***** Raw records *****

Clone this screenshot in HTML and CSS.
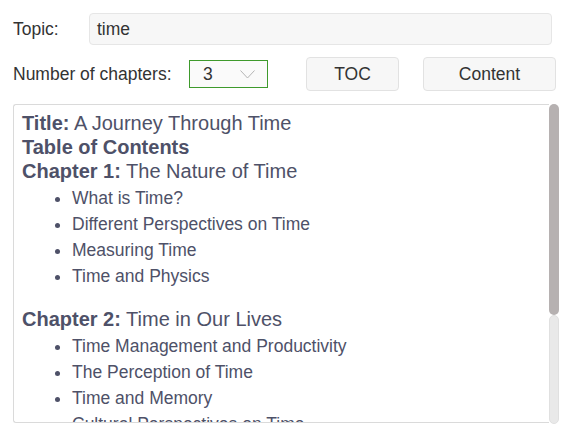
FILE: index.html
```html
<!DOCTYPE html>
<html>
<head>
<meta charset="utf-8">
<link rel="stylesheet" href="styles.css">
</head>
<body>
<div class="app">
  <div class="row row-topic">
    <label class="label label-topic">Topic:</label>
    <div class="input">time</div>
  </div>
  <div class="row row-controls">
    <label class="label label-chapters">Number of chapters:</label>
    <div class="select">
      <span class="select-value">3</span>
      <svg class="chevron" width="15" height="9" viewBox="0 0 15 9"><path d="M0.5 0.5 L7.5 8 L14.5 0.5" fill="none" stroke="#b4b4b4" stroke-width="1"/></svg>
    </div>
    <button class="btn btn-toc">TOC</button>
    <button class="btn btn-content">Content</button>
  </div>
  <div class="output">
    <div class="text">
      <div class="line"><b>Title:</b> A Journey Through Time</div>
      <div class="line"><b>Table of Contents</b></div>
      <div class="line"><b>Chapter 1:</b> The Nature of Time</div>
      <ul class="items">
        <li>What is Time?</li>
        <li>Different Perspectives on Time</li>
        <li>Measuring Time</li>
        <li>Time and Physics</li>
      </ul>
      <div class="line"><b>Chapter 2:</b> Time in Our Lives</div>
      <ul class="items">
        <li>Time Management and Productivity</li>
        <li>The Perception of Time</li>
        <li>Time and Memory</li>
        <li>Cultural Perspectives on Time</li>
      </ul>
      <div class="line"><b>Chapter 3:</b> The Future of Time</div>
      <ul class="items">
        <li>Time Travel: Science and Fiction</li>
        <li>Time in the Digital Age</li>
        <li>Embracing the Present</li>
      </ul>
    </div>
    <div class="scrollbar">
      <div class="thumb"></div>
      <div class="track"></div>
    </div>
  </div>
</div>
</body>
</html>
```

FILE: styles.css
```css
html, body {
  margin: 0;
  padding: 0;
  background: #ffffff;
}

body {
  font-family: "Liberation Sans", Arial, sans-serif;
  font-size: 17.5px;
  color: #333333;
}

.app {
  padding: 13px 0 0 13px;
  width: 546px;
}

.row {
  display: flex;
  align-items: center;
}

.row-topic {
  height: 32px;
}

.label-topic {
  width: 76px;
}

.input {
  box-sizing: border-box;
  width: 463px;
  height: 32px;
  line-height: 30px;
  padding-left: 7px;
  border: 1px solid #e6e6e6;
  border-radius: 4px;
  background: #f7f7f7;
  color: #333333;
}

.row-controls {
  margin-top: 12px;
  height: 34px;
}

.label-chapters {
  width: 176px;
}

.select {
  box-sizing: border-box;
  width: 79px;
  height: 28px;
  border: 1px solid #3e9a2c;
  background: #fafafa;
  display: flex;
  align-items: center;
  padding-left: 13px;
}

.select-value {
  width: 37px;
  color: #333333;
}

.chevron {
  display: block;
  margin-top: 1px;
}

.btn {
  box-sizing: border-box;
  height: 34px;
  border: 1px solid #e2e2e2;
  border-radius: 4px;
  background: #f7f7f7;
  font-family: "Liberation Sans", Arial, sans-serif;
  font-size: 17.5px;
  color: #333333;
  padding: 0;
}

.btn-toc {
  width: 93px;
  margin-left: 38px;
}

.btn-content {
  width: 133px;
  margin-left: 24px;
}

.output {
  margin-top: 13px;
  width: 546px;
  display: flex;
  align-items: flex-start;
}

.text {
  box-sizing: border-box;
  flex: 1;
  height: 319px;
  border: 1px solid #dadada;
  border-right: none;
  border-radius: 3px 0 0 3px;
  padding: 6px 0 0 8px;
  overflow: hidden;
  color: #4e5168;
}

.scrollbar {
  width: 10px;
  height: 320px;
  display: flex;
  flex-direction: column;
}

.thumb {
  height: 211px;
  background: #b6b1b1;
  border-radius: 5px;
}

.track {
  flex: 1;
  box-sizing: border-box;
  background: #e9e9e9;
  border: 1px solid #e0e0e0;
  border-radius: 5px;
}

.line {
  font-size: 20px;
  line-height: 24px;
}

.line b {
  font-weight: bold;
}

.items {
  margin: 2px 0 18px 0;
  padding-left: 50px;
  font-size: 17.5px;
  line-height: 26px;
  list-style: disc;
}
```
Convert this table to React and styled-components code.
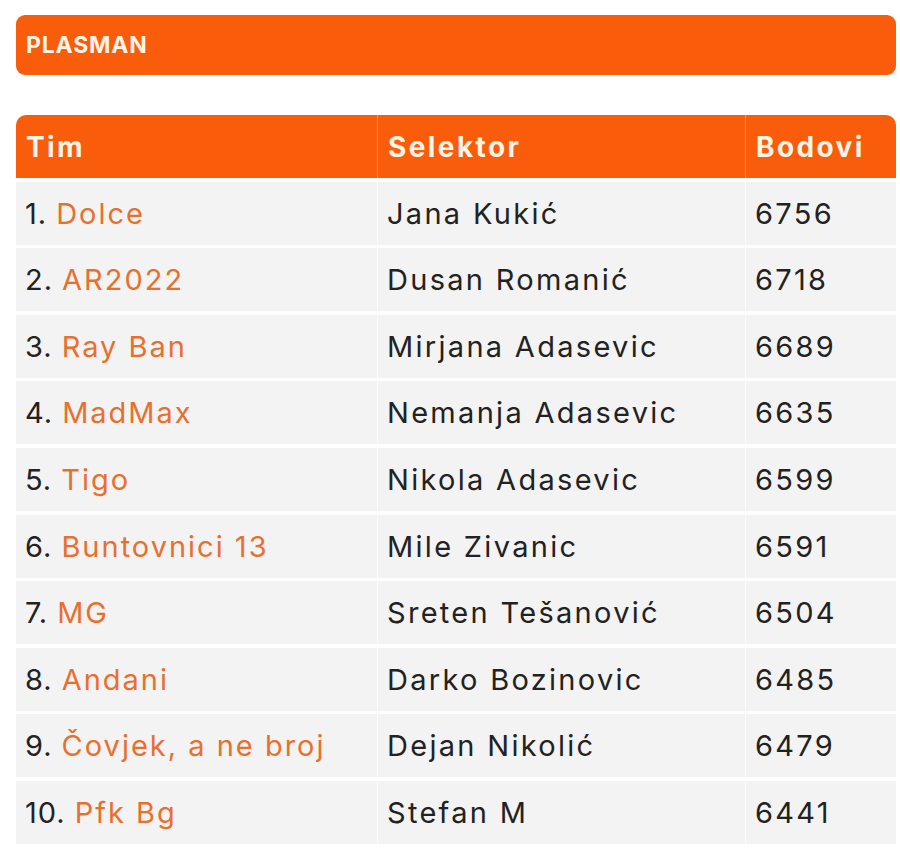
import React from 'react'
import styled, { createGlobalStyle } from 'styled-components'

const GlobalStyle = createGlobalStyle`
  body {
    margin: 0;
    background: #ffffff;
    font-family: Inter, "Noto Sans", sans-serif;
  }
`

const Page = styled.div`
  padding: 15px 4px 0 16px;
  width: 880px;
`

const Banner = styled.div`
  height: 60px;
  border-radius: 9px;
  background: #f95d0c;
  display: flex;
  align-items: center;
  padding: 0 10px;
  margin-bottom: 40px;
`

const BannerTitle = styled.h2`
  margin: 0;
  color: #fff4e6;
  font-size: 23px;
  font-weight: 700;
  letter-spacing: 0.8px;
`

const Table = styled.div`
  display: grid;
  grid-template-columns: 362px 368px 150px;
  row-gap: 3.6px;
`

const HeaderRow = styled.div`
  display: contents;
`

const HeadCell = styled.div`
  height: 63px;
  background: #f95d0c;
  color: #fff4e6;
  font-size: 28px;
  font-weight: 700;
  letter-spacing: 2.4px;
  display: flex;
  align-items: center;
  padding-left: 10px;
  border-right: ${p => (p.$last ? 'none' : '1px solid rgba(255, 220, 190, 0.45)')};
  border-top-left-radius: ${p => (p.$first ? '10px' : '0')};
  border-top-right-radius: ${p => (p.$last ? '10px' : '0')};
  box-sizing: border-box;
`

const Cell = styled.div`
  height: 63px;
  background: #f3f3f3;
  color: #222222;
  font-size: 29px;
  font-weight: 400;
  letter-spacing: 2.3px;
  display: flex;
  align-items: center;
  padding-left: 9px;
  border-right: ${p => (p.$last ? 'none' : '1px solid rgba(255, 255, 255, 0.7)')};
  box-sizing: border-box;
  white-space: nowrap;
`

const Rank = styled.span`
  letter-spacing: 1px;
`

const TeamName = styled.span`
  color: #e8702e;
  margin-left: 9px;
  letter-spacing: 2px;
`

const rows = [
  ['Dolce', 'Jana Kukić', 6756],
  ['AR2022', 'Dusan Romanić', 6718],
  ['Ray Ban', 'Mirjana Adasevic', 6689],
  ['MadMax', 'Nemanja Adasevic', 6635],
  ['Tigo', 'Nikola Adasevic', 6599],
  ['Buntovnici 13', 'Mile Zivanic', 6591],
  ['MG', 'Sreten Tešanović', 6504],
  ['Andani', 'Darko Bozinovic', 6485],
  ['Čovjek, a ne broj', 'Dejan Nikolić', 6479],
  ['Pfk Bg', 'Stefan M', 6441],
]

export default function App() {
  return (
    <Page>
      <GlobalStyle />
      <Banner>
        <BannerTitle>PLASMAN</BannerTitle>
      </Banner>
      <Table>
        <HeaderRow>
          <HeadCell $first>Tim</HeadCell>
          <HeadCell>Selektor</HeadCell>
          <HeadCell $last>Bodovi</HeadCell>
        </HeaderRow>
        {rows.map(([team, coach, pts], i) => (
          <React.Fragment key={team}>
            <Cell>
              <Rank>{i + 1}.</Rank>
              <TeamName>{team}</TeamName>
            </Cell>
            <Cell>{coach}</Cell>
            <Cell $last>{pts}</Cell>
          </React.Fragment>
        ))}
      </Table>
    </Page>
  )
}
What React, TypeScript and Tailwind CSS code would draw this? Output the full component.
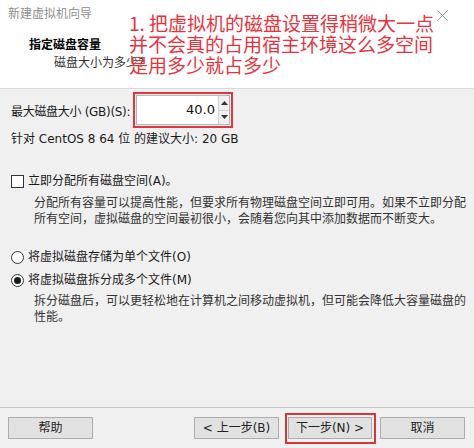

*****

» Goal of the exercise:
Using the listing above, list every line in which the string "components" occurs.

» Task solution:
Convert this table to React and styled-components code.
import styled, { createGlobalStyle } from 'styled-components'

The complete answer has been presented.